S’ouvrant à d’autres expériences et explorant d’autres pistes, elle a animé plusieurs ateliers d’arts plastiques pour enfants et a été coloriste sur un court métrage d’animation (Briska) de Nadia Rais. En 2017, elle obtient le prix du jury au festival tunisien ‘‘Chouftouhonna’’.
De quoi préparer le terrain et gagner en maturité et pouvoir ainsi prétendre à une exposition personnelle. «Azal» est venue surtout pour rendre hommage à son père. 2 ans après son décès, sa poésie est remise au goût du jour, pour revivre à travers les peintures de sa fille.

Les mots de son papa comme source et commencement, elle s’y abreuve, s’y imprègne en invoquant souvenirs d’enfance et autres récits paternels. Emna a gardé en tête le projet d’exposer à Kairouan dont elle avait parlé avec son père, dans un espace d’exposition qu’elle avait l’habitude, petite, de visiter avec lui. La vie en a décidé autrement et la jeune fille a entamé son deuil en accouchant dans la douleur de quelques oeuvres une semaine après la disparition de son père. «Je ne pouvais pas me contenter de parler de lui uniquement, j’ai préféré adapter picturalement ses vers», nous dit-elle.
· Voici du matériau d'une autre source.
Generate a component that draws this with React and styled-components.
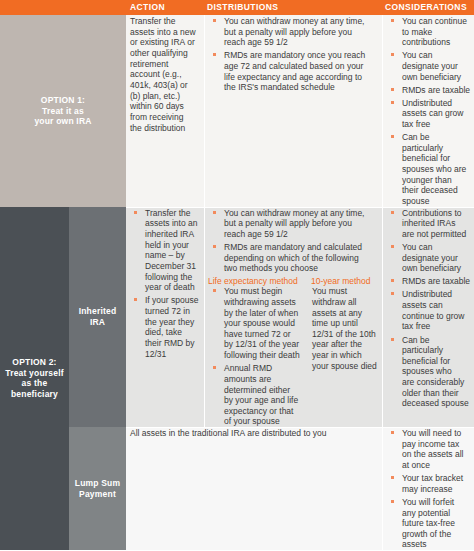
import React from "react";
import styled, { createGlobalStyle } from "styled-components";

const GlobalStyle = createGlobalStyle`
  * { box-sizing: border-box; }
  body {
    margin: 0;
    background: #fff;
    font-family: "Liberation Sans", Arial, sans-serif;
  }
`;

const ORANGE = "#f16c23";

const rows = {
  own: {
    action: "Transfer the\nassets into a new\nor existing IRA or\nother qualifying\nretirement\naccount (e.g.,\n401k, 403(a) or\n(b) plan, etc.)\nwithin 60 days\nfrom receiving\nthe distribution",
    distributions: [
      "You can withdraw money at any time,\nbut a penalty will apply before you\nreach age 59 1/2",
      "RMDs are mandatory once you reach\nage 72 and calculated based on your\nlife expectancy and age according to\nthe IRS's mandated schedule",
    ],
    considerations: [
      "You can continue\nto make\ncontributions",
      "You can\ndesignate your\nown beneficiary",
      "RMDs are taxable",
      "Undistributed\nassets can grow\ntax free",
      "Can be\nparticularly\nbeneficial for\nspouses who are\nyounger than\ntheir deceased\nspouse",
    ],
  },
  inherited: {
    action: [
      "Transfer the\nassets into an\ninherited IRA\nheld in your\nname – by\nDecember 31\nfollowing the\nyear of death",
      "If your spouse\nturned 72 in\nthe year they\ndied, take\ntheir RMD by\n12/31",
    ],
    distributions: [
      "You can withdraw money at any time,\nbut a penalty will apply before you\nreach age 59 1/2",
      "RMDs are mandatory and calculated\ndepending on which of the following\ntwo methods you choose",
    ],
    lifeExpectancy: [
      "You must begin\nwithdrawing assets\nby the later of when\nyour spouse would\nhave turned 72 or\nby 12/31 of the year\nfollowing their death",
      "Annual RMD\namounts are\ndetermined either\nby your age and life\nexpectancy or that\nof your spouse",
    ],
    tenYear: "You must\nwithdraw all\nassets at any\ntime up until\n12/31 of the 10th\nyear after the\nyear in which\nyour spouse died",
    considerations: [
      "Contributions to\ninherited IRAs\nare not permitted",
      "You can\ndesignate your\nown beneficiary",
      "RMDs are taxable",
      "Undistributed\nassets can\ncontinue to grow\ntax free",
      "Can be\nparticularly\nbeneficial for\nspouses who\nare considerably\nolder than their\ndeceased spouse",
    ],
  },
  lump: {
    action: "All assets in the traditional IRA are distributed to you",
    considerations: [
      "You will need to\npay income tax\non the assets all\nat once",
      "Your tax bracket\nmay increase",
      "You will forfeit\nany potential\nfuture tax-free\ngrowth of the\nassets",
    ],
  },
};

function Bullets({ items }) {
  return (
    <List>
      {items.map((text, i) => (
        <Item key={i}>{text}</Item>
      ))}
    </List>
  );
}

export default function App() {
  return (
    <>
      <GlobalStyle />
      <Table>
        <colgroup>
          <col style={{ width: 69 }} />
          <col style={{ width: 57 }} />
          <col style={{ width: 78 }} />
          <col style={{ width: 178 }} />
          <col style={{ width: 92 }} />
        </colgroup>
        <thead>
          <tr>
            <HeadCell colSpan={2} />
            <HeadCell $pad={4}>Action</HeadCell>
            <HeadCell>Distributions</HeadCell>
            <HeadCell>Considerations</HeadCell>
          </tr>
        </thead>
        <tbody>
          <tr>
            <Label colSpan={2} $bg="#beb6b0">
              {"OPTION 1:\nTreat it as\nyour own IRA"}
            </Label>
            <Cell $bg="#f5f4f2" $first>
              <Plain>{rows.own.action}</Plain>
            </Cell>
            <Cell $bg="#f5f4f2">
              <Bullets items={rows.own.distributions} />
            </Cell>
            <Cell $bg="#f6f5f3">
              <Bullets items={rows.own.considerations} />
            </Cell>
          </tr>
          <tr>
            <Label rowSpan={2} $bg="#4b5055">
              {"OPTION 2:\nTreat yourself\nas the\nbeneficiary"}
            </Label>
            <Label $bg="#6c7074">{"Inherited\nIRA"}</Label>
            <Cell $bg="#e4e4e3" $first $top>
              <Bullets items={rows.inherited.action} />
            </Cell>
            <Cell $bg="#e4e4e3" $top>
              <Bullets items={rows.inherited.distributions} />
              <Methods>
                <div>
                  <MethodTitle>Life expectancy method</MethodTitle>
                  <Bullets items={rows.inherited.lifeExpectancy} />
                </div>
                <div>
                  <MethodTitle>10-year method</MethodTitle>
                  <Plain>{rows.inherited.tenYear}</Plain>
                </div>
              </Methods>
            </Cell>
            <Cell $bg="#e4e4e3" $top>
              <Bullets items={rows.inherited.considerations} />
            </Cell>
          </tr>
          <tr>
            <Label $bg="#808486">{"Lump Sum\nPayment"}</Label>
            <Cell $bg="#f7f7f7" $first $top colSpan={2}>
              <Plain>{rows.lump.action}</Plain>
            </Cell>
            <Cell $bg="#f7f7f7" $top>
              <Bullets items={rows.lump.considerations} />
            </Cell>
          </tr>
        </tbody>
      </Table>
    </>
  );
}

const Table = styled.table`
  width: 474px;
  table-layout: fixed;
  border-collapse: separate;
  border-spacing: 0;
  font-size: 8.5px;
  line-height: 10.65px;
  color: #3b3b3b;
`;

const HeadCell = styled.th`
  height: 15px;
  padding: 0 0 0 ${(p) => p.$pad ?? 3}px;
  background: ${ORANGE};
  color: #fff;
  font-weight: bold;
  font-size: 8.5px;
  letter-spacing: 0.4px;
  text-transform: uppercase;
  text-align: left;
  vertical-align: middle;
  white-space: nowrap;
`;

const Label = styled.td`
  background: ${(p) => p.$bg};
  color: #fff;
  font-weight: bold;
  letter-spacing: 0.2px;
  text-align: center;
  vertical-align: middle;
  white-space: pre;
  padding: 0 2px;
`;

const Cell = styled.td`
  background: ${(p) => p.$bg};
  vertical-align: top;
  padding: ${(p) => (p.$top ? 0 : 1)}px 1px 0 3px;
  border-left: ${(p) => (p.$first ? "none" : "1px solid #fff")};
  border-top: ${(p) => (p.$top ? "1px solid #fff" : "none")};
`;

const Plain = styled.div`
  white-space: pre;
  padding-left: 1px;
`;

const List = styled.ul`
  list-style: none;
  margin: 0;
  padding: 0;
  display: flex;
  flex-direction: column;
  gap: 2.4px;
`;

const Item = styled.li`
  display: flex;
  white-space: pre;

  &::before {
    content: "";
    flex: none;
    width: 3px;
    height: 3px;
    margin: 3px 8px 0 5px;
    background: #f28a5c;
  }
`;

const Methods = styled.div`
  display: grid;
  grid-template-columns: 103px 1fr;
  margin-top: 1.5px;
`;

const MethodTitle = styled.div`
  color: ${ORANGE};
  white-space: nowrap;
`;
Une manière d’établir une sorte de dialogue posthume entre eux, lui offrir un requiem pictural, mais pas que cela. Car comme le note Mahmoud Chalbi : « La couleur dominante de ses œuvres, le noir, n’exprime pas seulement le deuil, le manque et l’absence, mais la profondeur des souffrances de la catharsis et des tiraillements de la nuit. Pour contrer cette ouverture aventureuse sur l’irrationnel, elle introduit dans ses compositions des motifs géométriques, des carreaux d’enfance, des cloisons dédaliques et des cadres dans le cadre, pour mieux sublimer ses personnages et autres figures animales, souvent solitaires ou entourés de quelques objets à portée symbolique où la présence du livre domine» et d’ajouter plus loin: «Je pense que par sa démarche, Emna arrive à transcender le tombeau mystique, à exorciser les traces de la mort de son père soufi et à baliser son propre chemin en quête de son moi indélégable».

De l’affect, de l’émotion sans mesure, un univers fantasmé, qu’elle a toujours cultivé, un côté Frida Kahlo avec cette approche cathartique, mélancolique et écorchée, une belle technicité qui s’affirmera avec l’expérience, et surtout la conscience que pour parvenir à s’épanouir dans son art, loin de tout misérabilisme et victimisme, comme elle le souligne , il faut d’abord prendre le temps de sculpter sa pratique, pour ne pas se disperser et pouvoir, par la suite, s’ouvrir à différentes expériences et faire de son mieux pour créer les bonnes conditions et les moyens pour parvenir à nourrir ses aspirations artistiques. Bon vent Emna.